There’s definitely a secret to making great barbeque. The smoker and grill are key factors, for sure, and choosing the right ones can certainly be a challenge. But, once you get past that hurdle, trial and error are generally your best mode of defense against your BBQ competitors. We’re not all destined for BBQ greatness, but many of us can achieve something close with these best kept barbeque secrets.
As we stated earlier, choosing the right grill and smoker is a deciding factor in your BBQ genius. We recommend you invest some time perusing this Weber Q comparison guide. Since there are thousands of Weber grills to choose from, this guide will help you make an informed decision. The Q series by Weber is particularly unique in its design. And, they are highly portable and leave a small footprint. Pick the right one for you and then start focusing on these best kept BBQ secrets!
10 Tips for Exceptional Barbeque
John Markus is a decorated Pitmaster and certainly someone in the BBQ industry who can offer trustworthy advice. When you combine his expertise with that of Johnny Trigg and Nicole Davenport, you are guaranteed to get more than 10 tips for exceptional barbeque. But, we’re only going to share our favorites with you here:
- Rub early– Let the meat reach room temperature and then rub it down about an hour before you throw it in the smoker. Learn some great rubs.

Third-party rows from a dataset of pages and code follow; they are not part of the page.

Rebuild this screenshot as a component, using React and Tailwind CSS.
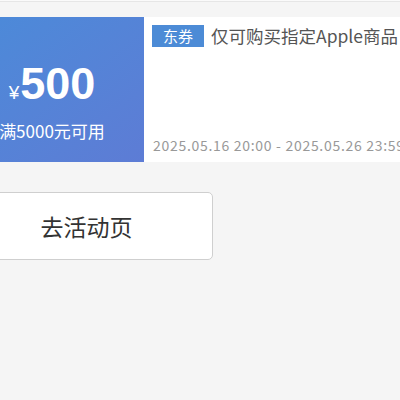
export default function App() {
  return (
    <div
      className="h-[400px] w-[400px] overflow-hidden bg-[#f5f5f5]"
      style={{ fontFamily: '"Noto Sans CJK SC", "Noto Sans", sans-serif' }}
    >
      <div className="h-px bg-[#fafafa]" />
      <div className="h-px bg-[#e6e6e6]" />

      <div className="ml-[-40px] w-[480px] pt-[15px]">
        {/* Coupon */}
        <div className="flex h-[145px]">
          <div className="flex w-[184px] shrink-0 flex-col items-center bg-gradient-to-br from-[#4a8bd9] to-[#5d7cd5] text-white">
            <div className="mt-[41px] flex items-baseline">
              <span className="mr-[1px] text-[19px] font-['Liberation_Sans']">¥</span>
              <span className="text-[45px] font-bold leading-[52px] font-['Liberation_Sans']">500</span>
            </div>
            <div className="mt-[9px] whitespace-nowrap text-[17px] leading-[24px]">满5000元可用</div>
          </div>

          <div className="flex flex-1 flex-col justify-between bg-white pb-[6px] pl-[8px] pt-[7px]">
            <div className="flex items-center">
              <span className="flex h-[22px] w-[52px] items-center justify-center bg-[#4c8bd6] text-[15px] text-white">
                东券
              </span>
              <span className="ml-[7px] whitespace-nowrap text-[17.5px] leading-[24px] text-[#555]">
                仅可购买指定Apple商品
              </span>
            </div>
            <div className="whitespace-nowrap pl-[1px] text-[14px] leading-[22px] tracking-[0.7px] text-[#999]">
              2025.05.16 20:00 - 2025.05.26 23:59
            </div>
          </div>
        </div>

        {/* Button */}
        <button className="mt-[30px] flex h-[68px] w-[253px] items-center justify-center rounded-[5px] border border-[#cfcfcf] bg-white text-[23px] text-[#333]">
          去活动页
        </button>
      </div>
    </div>
  );
}
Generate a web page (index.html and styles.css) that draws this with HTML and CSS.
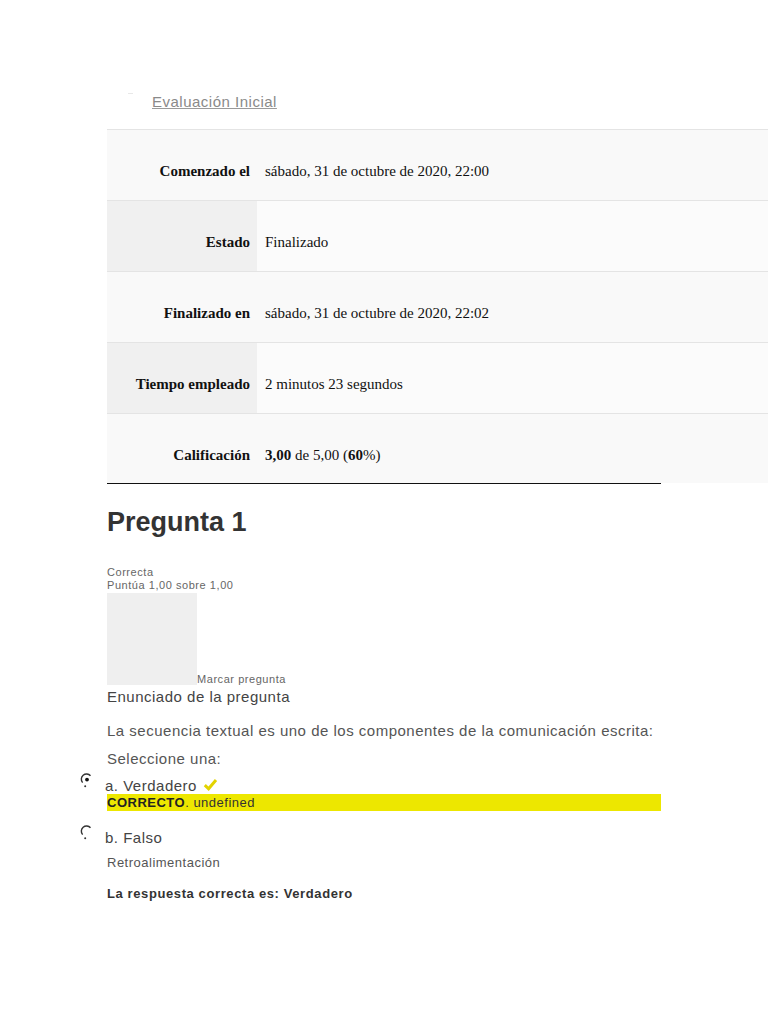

- Patience– You might be tempted to add barbeque sauce early on, but it is best when you wait patiently until the last couple of minutes of cooking. It will cook in just the way you’re hoping for.
- Apple juice- It seems odd, but apple juice, squirted onto the meat at regular intervals will add flavor and make it a gorgeous color. Plus, you’ll avoid the black that often occurs.
- Wood to coals– Perhaps you never considered it, but you can add a couple hunks of wood to the coals. This will add a nice smoky flavor. Consider pecan or hickory. Oak can add a mellow flavor as well.
- Low and slow- It’s the way to go. But many of us are in a hurry to get the meat on the grill. Be sure that the fire is tame and averaging a 200-250 degree mark on the grates.
- Gauge- You cannot eyeball good barbeque. You definitely need to invest in a good meat temperature gauge. This will help you ensure you don’t over- or undercook your meat. Check out these gauge options.
- Take it off- Do this just a wee bit sooner than you think you should. Meat will continue cooking even once it has left the grates. If you pull it off when it’s reached your desired stage, you might be disappointed by those extra moments of cooking.
- Mistakes are great– If you make mistakes, all that says is, “You’re human.” Mistakes give you the opportunity to learn. Remember, trial and error is part of the process, even with these secret tips.
- Don’t flip– Over flipping the meat can make the juices fall out. Let it rest on one side for half of the cook time and the other side for the other half. Only flip once.
- Squeeze butter- This comes in liquid form and can add desirable moisture and flavor to your steaks and other meats.